Not everyone is suited to Pippikin Pot (
http://www.rrcpc.org.uk/easegill/text/pippikin.htm ) in the Yorkshire Dales, but by all means give it a go to see where you stand in respect to tight places underground.
If the original explorers have done their work well then most cavers of usual build will find it possible to make progress, albeit some 'mind over matter' will be necessary for those tending towards the 'portly' side. So, I'm not advocating leaving everything as tight as, say, the bedding plane in Ogof Rhyd Sych (
http://www.ogof.org.uk/ogof-rhyd-sych.html ), but removing challenging obstacles can help let those with less care and attention for the condition of the cave and its features to blaze on through regardless, instead of being deterred through lack of caving experience and mental preparation.

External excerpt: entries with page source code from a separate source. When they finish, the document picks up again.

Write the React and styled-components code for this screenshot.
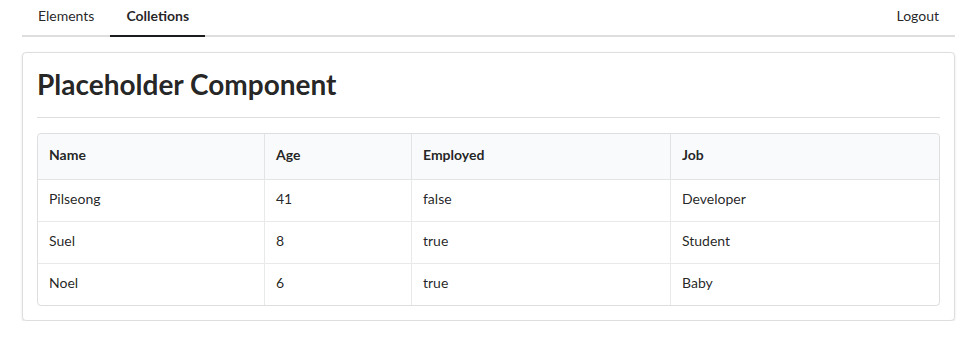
import React from "react";
import styled, { createGlobalStyle } from "styled-components";

const Global = createGlobalStyle`
  html, body { margin: 0; padding: 0; background: #fff; }
  body {
    font-family: Lato, "Helvetica Neue", Arial, sans-serif;
    font-size: 14px;
    line-height: 1.4285em;
    color: rgba(0,0,0,.87);
  }
`;

const Container = styled.div`
  margin: 0 23px 0 22px;
`;

const Menu = styled.nav`
  display: flex;
  border-bottom: 2px solid rgba(34,36,38,.15);
  margin-bottom: 15px;
`;

const Item = styled.a`
  display: block;
  font-size: 14px;
  line-height: 1;
  padding: 9px 16px 12px;
  margin-bottom: -2px;
  border-bottom: 2px solid ${p => (p.$active ? "#1b1c1d" : "transparent")};
  color: rgba(0,0,0,.87);
  font-weight: ${p => (p.$active ? 700 : 400)};
  margin-left: ${p => (p.$right ? "auto" : "0")};
  cursor: pointer;
`;

const Segment = styled.section`
  border: 1px solid rgba(34,36,38,.15);
  border-radius: 4px;
  box-shadow: 0 1px 2px 0 rgba(34,36,38,.15);
  padding: 14px;
`;

const Title = styled.h1`
  margin: 0 0 15px;
  font-size: 28px;
  font-weight: 700;
  line-height: 34px;
  padding: 0 0 16px;
  border-bottom: 1px solid rgba(34,36,38,.15);
  color: rgba(0,0,0,.87);
`;

const Table = styled.table`
  width: 100%;
  border-collapse: separate;
  border-spacing: 0;
  border: 1px solid rgba(34,36,38,.15);
  border-radius: 4px;
  table-layout: fixed;
`;

const Th = styled.th`
  background: #f9fafb;
  text-align: left;
  font-weight: 700;
  padding: 11px 11px 14px;
  line-height: 20px;
  border-bottom: 1px solid rgba(34,36,38,.1);
  border-left: ${p => (p.$first ? "none" : "1px solid rgba(34,36,38,.1)")};
  color: rgba(0,0,0,.87);
  &:first-child { border-top-left-radius: 4px; }
  &:last-child { border-top-right-radius: 4px; }
`;

const Td = styled.td`
  padding: 9px 11px 12px;
  line-height: 20px;
  border-top: ${p => (p.$firstRow ? "none" : "1px solid rgba(34,36,38,.1)")};
  border-left: ${p => (p.$first ? "none" : "1px solid rgba(34,36,38,.1)")};
`;

const cols = [
  { key: "name", label: "Name", width: 226 },
  { key: "age", label: "Age", width: 147 },
  { key: "employed", label: "Employed", width: 259 },
  { key: "job", label: "Job", width: 269 },
];

const rows = [
  { name: "Pilseong", age: 41, employed: "false", job: "Developer" },
  { name: "Suel", age: 8, employed: "true", job: "Student" },
  { name: "Noel", age: 6, employed: "true", job: "Baby" },
];

export default function App() {
  return (
    <>
      <Global />
      <Container>
        <Menu>
          <Item>Elements</Item>
          <Item $active>Colletions</Item>
          <Item $right>Logout</Item>
        </Menu>
        <Segment>
          <Title>Placeholder Component</Title>
          <Table>
            <colgroup>
              {cols.map(c => (
                <col key={c.key} style={{ width: c.width }} />
              ))}
            </colgroup>
            <thead>
              <tr>
                {cols.map((c, i) => (
                  <Th key={c.key} $first={i === 0}>{c.label}</Th>
                ))}
              </tr>
            </thead>
            <tbody>
              {rows.map((r, ri) => (
                <tr key={r.name}>
                  {cols.map((c, i) => (
                    <Td key={c.key} $first={i === 0} $firstRow={ri === 0}>
                      {String(r[c.key])}
                    </Td>
                  ))}
                </tr>
              ))}
            </tbody>
          </Table>
        </Segment>
      </Container>
    </>
  );
}
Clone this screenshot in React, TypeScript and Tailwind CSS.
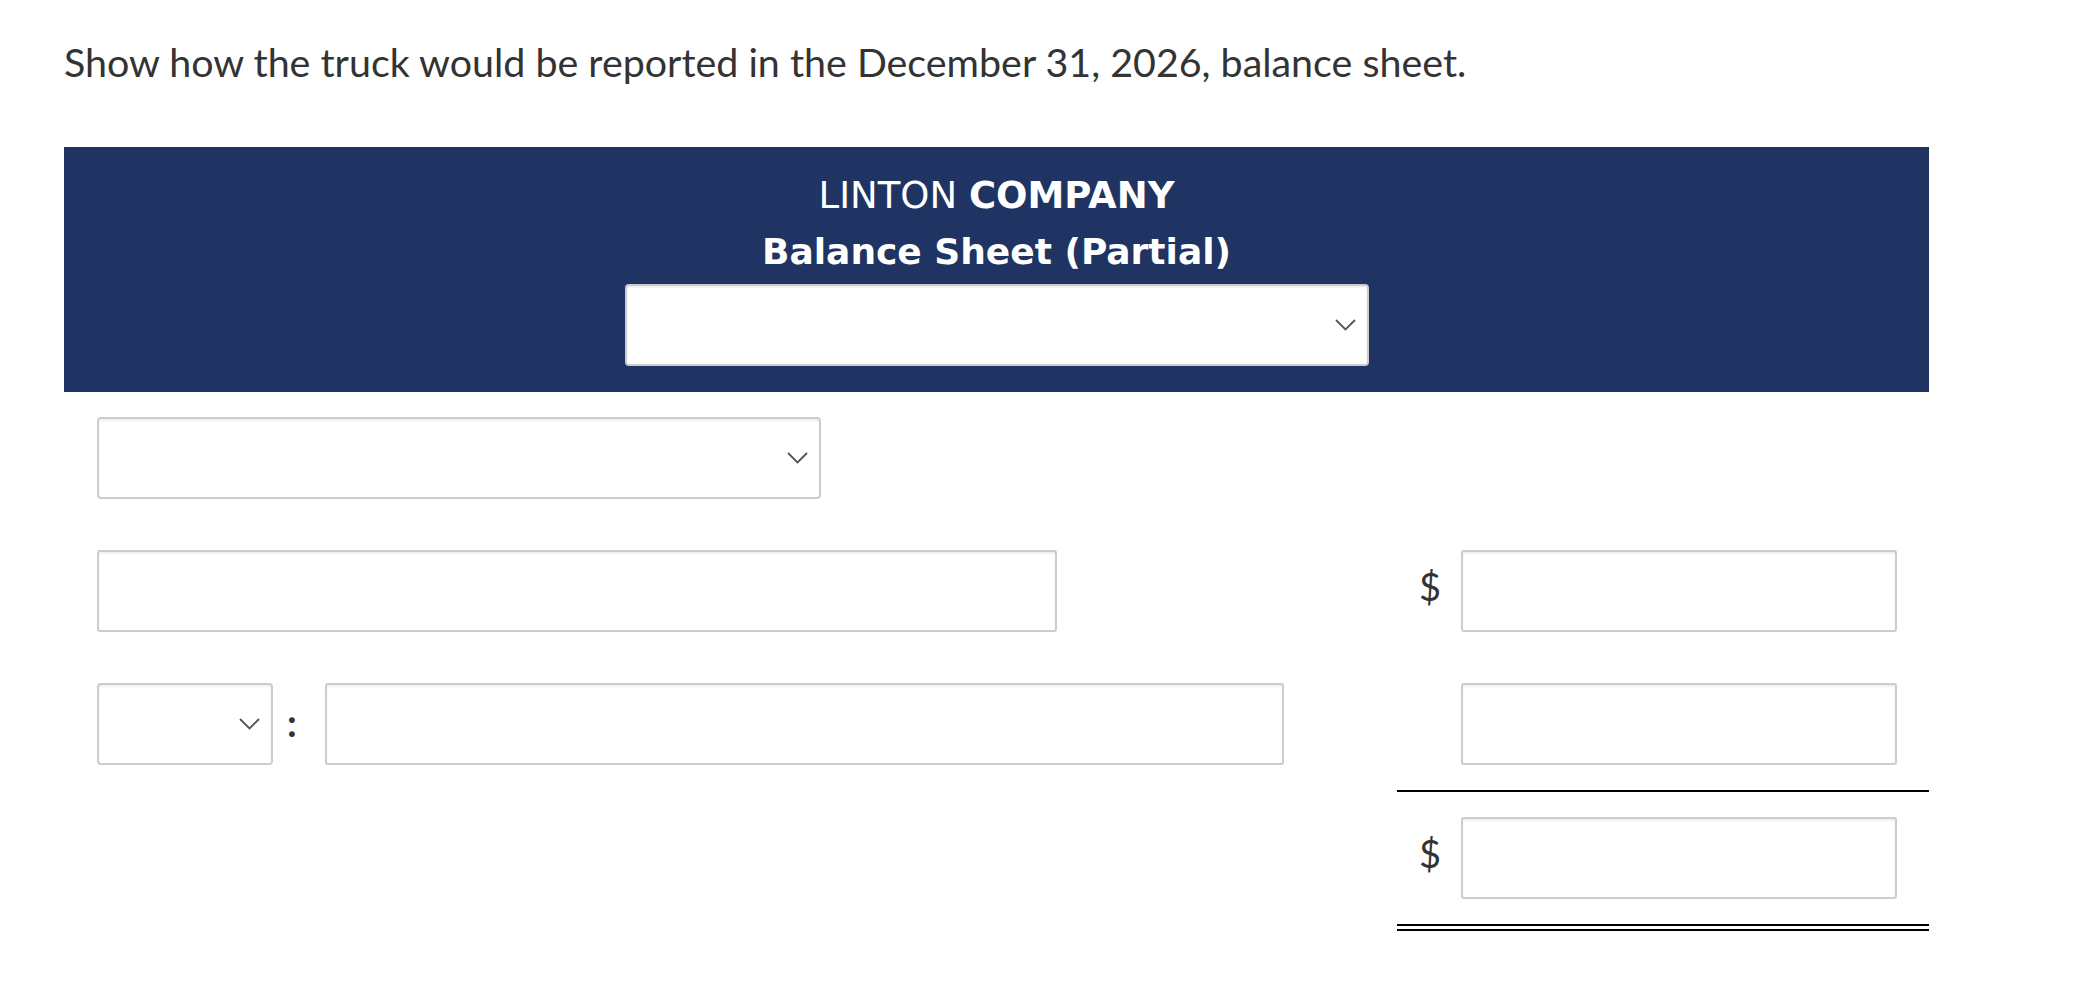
import React from "react";

const Chevron = () => (
  <svg width="21" height="12" viewBox="0 0 21 12" className="shrink-0">
    <path d="M1 1 L10.5 10.5 L20 1" fill="none" stroke="#555" strokeWidth="1.8" />
  </svg>
);

const Select = ({ w }: { w: string }) => (
  <div
    className={`${w} h-[82px] bg-white border-2 border-[#cccccc] rounded-[4px] shadow-[inset_0_2px_2px_rgba(0,0,0,0.06)] flex items-center justify-end pr-[11px]`}
  >
    <Chevron />
  </div>
);

const Input = ({ w }: { w: string }) => (
  <div
    className={`${w} h-[82px] bg-white border-2 border-[#cccccc] rounded-[3px] shadow-[inset_0_2px_2px_rgba(0,0,0,0.06)]`}
  />
);

const Dollar = ({ show }: { show: boolean }) => (
  <div className="w-[64px] flex justify-end pr-[20px] mb-[10px] text-[38px] text-[#333] leading-none font-['Lato',sans-serif]">
    {show ? "$" : ""}
  </div>
);

export default function App() {
  return (
    <div className="w-[2077px] min-h-[997px] bg-white pl-[64px] pr-[148px] font-['Lato',sans-serif]">
      <div className="pt-[36px] text-[39.4px] leading-[52px] text-[#333]">
        Show how the truck would be reported in the December 31, 2026, balance sheet.
      </div>

      <div className="mt-[59px] h-[245px] bg-[#1f3462] flex flex-col items-center text-white font-['DejaVu_Sans',sans-serif]">
        <div className="mt-[25px] text-[37px] leading-[48px]">
          LINTON <span className="font-bold">COMPANY</span>
        </div>
        <div className="text-[36px] leading-[48px] font-bold mt-[8px]">Balance Sheet (Partial)</div>
        <div className="mt-[8px]">
          <Select w="w-[744px]" />
        </div>
      </div>

      <div className="pl-[33px] mt-[25px]">
        <Select w="w-[724px]" />
      </div>

      <div className="flex mt-[51px]">
        <div className="flex-1 pl-[33px]">
          <Input w="w-[960px]" />
        </div>
        <div className="w-[532px] flex items-center">
          <Dollar show />
          <Input w="w-[436px]" />
        </div>
      </div>

      <div className="flex items-start mt-[51px]">
        <div className="flex-1 pl-[33px] flex items-center">
          <Select w="w-[176px]" />
          <div className="w-[52px] pl-[14px] text-left text-[38px] font-bold text-[#333] leading-none mb-[4px]">:</div>
          <Input w="w-[959px]" />
        </div>
        <div className="w-[532px] flex items-center pb-[25px] border-b-2 border-black">
          <Dollar show={false} />
          <Input w="w-[436px]" />
        </div>
      </div>

      <div className="flex justify-end mt-[25px]">
        <div className="w-[532px] flex items-center pb-[25px] border-b-[7px] border-double border-black">
          <Dollar show />
          <Input w="w-[436px]" />
        </div>
      </div>
    </div>
  );
}
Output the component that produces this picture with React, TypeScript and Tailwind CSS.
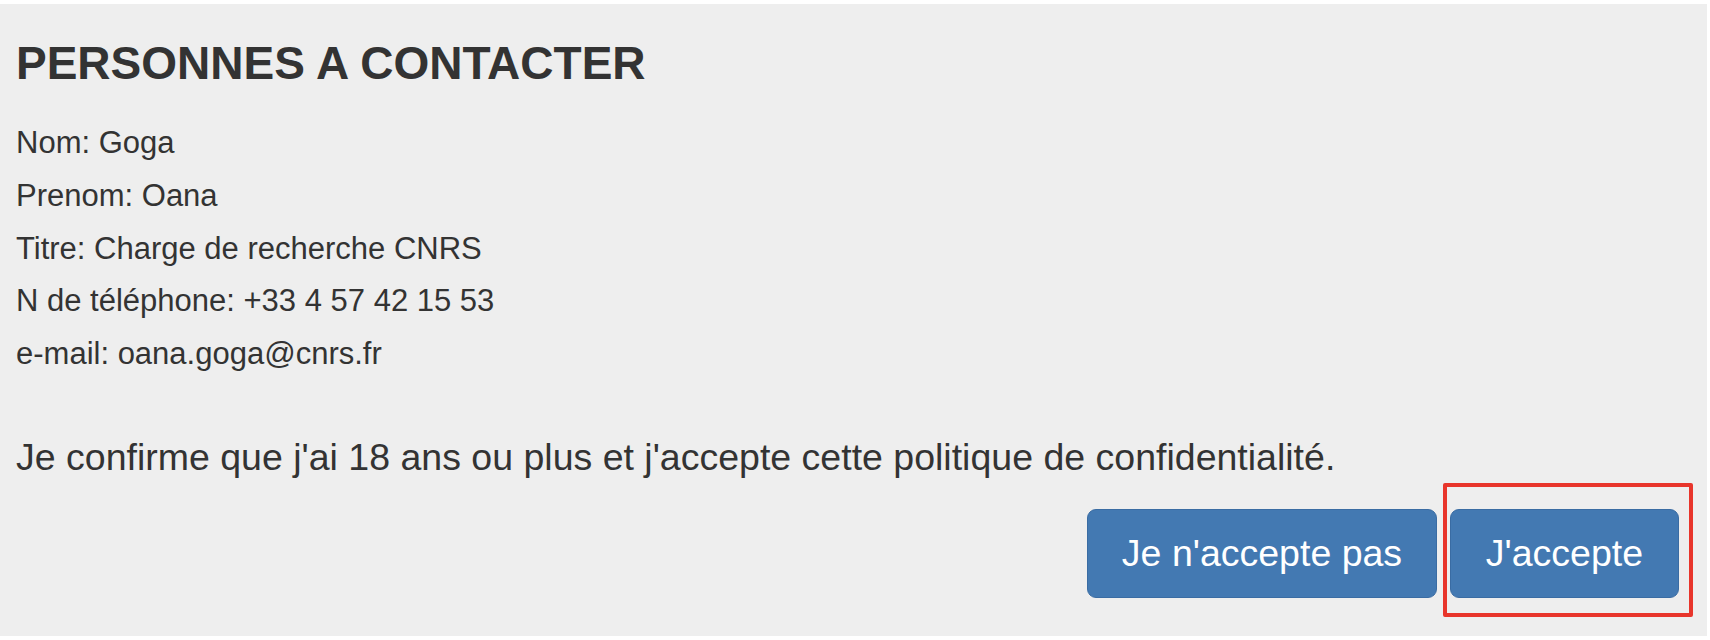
import React from "react";

export default function App() {
  const lines = [
    "Nom: Goga",
    "Prenom: Oana",
    "Titre: Charge de recherche CNRS",
    "N de téléphone: +33 4 57 42 15 53",
    "e-mail: oana.goga@cnrs.fr",
  ];
  return (
    <div className="w-[1710px] h-[640px] bg-white pt-[4px] pr-[3px] pb-[4px] font-['Liberation_Sans',Arial,sans-serif]">
      <div className="h-full bg-[#eeeeee] pl-[16px] pr-[28px] pt-[36px] flex flex-col text-[#333333]">
        <h2 className="text-[46px] leading-[46px] font-bold">PERSONNES A CONTACTER</h2>
        <div className="mt-[31px] flex flex-col">
          {lines.map((l) => (
            <p key={l} className="text-[31px] leading-[52.75px]">
              {l}
            </p>
          ))}
        </div>
        <p className="mt-[54px] text-[37.5px] leading-[44px]">
          Je confirme que j'ai 18 ans ou plus et j'accepte cette politique de confidentialité.
        </p>
        <div className="mt-[30px] flex justify-end gap-[13px]">
          <button className="h-[89px] w-[350px] rounded-[9px] bg-[#4379b2] border border-[#3a6ca3] text-white text-[37.5px] leading-none flex items-center justify-center">
            Je n'accepte pas
          </button>
          <div className="relative">
            <button className="h-[89px] w-[229px] rounded-[9px] bg-[#4379b2] border border-[#3a6ca3] text-white text-[37.5px] leading-none flex items-center justify-center">
              J'accepte
            </button>
            <div className="absolute left-[-7px] top-[-26px] w-[250px] h-[134px] border-4 border-[#e8352b] rounded-[2px] pointer-events-none" />
          </div>
        </div>
      </div>
    </div>
  );
}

I once took a sizeable Russian caver through a small high-level connecting passage and it wasn't until I was squeezing past the single rocking boulder in the middle of the passage that I realised, from his build, he probably didn't stand a chance of following me through and we'd instead have to go back out the way we came in . . . Well, if you have the right mental preparation and attitude, as Vladimir did, you just worm your way through, using mind over matter, as he did, an inch at a time, and, much to my amazement, he pulled himself through and we then able to complete the intended and imposing round-trip exit, with no more
horrible squeezes!
On the other hand, a particularly large caver, caving with a certain university caving club, decided to blindly press upwards and onwards through the Corkscrew Squeeze in Ogof Pen Eryr in the Llangattock quarries, in spite of the suggestions to the contrary made by his companions in the passage ahead of him.
Ultimately, 'Pavarotti', as we called him during the subsequent cave-rescue operation, could make neither further progress upwards
nor back downwards again and became firmly
trapped in the squeeze. This did not impress his fellow cavers in the chamber above yet, fortunately, the group had the insight to have one more caver at the rear, who was able to exit the cave and call cave rescue. It took us 2-3 hours to get him (and his caving companions) safely back out again. And Maureen's (from the Traveller's Rest) bottle of Fairy Liquid washing-up liquid proved most helpful and efficacious!
And the moral of the story is . . .
Blast the Corkscrew Squeeze away . . . I think not!
Man-made mines, however, are a completely different 'kettle of fish' and remedial work done to halt the return of mines to their natural state of solid rock, or make progress through collapsed sections more spacious and thereby safer, can only be applauded.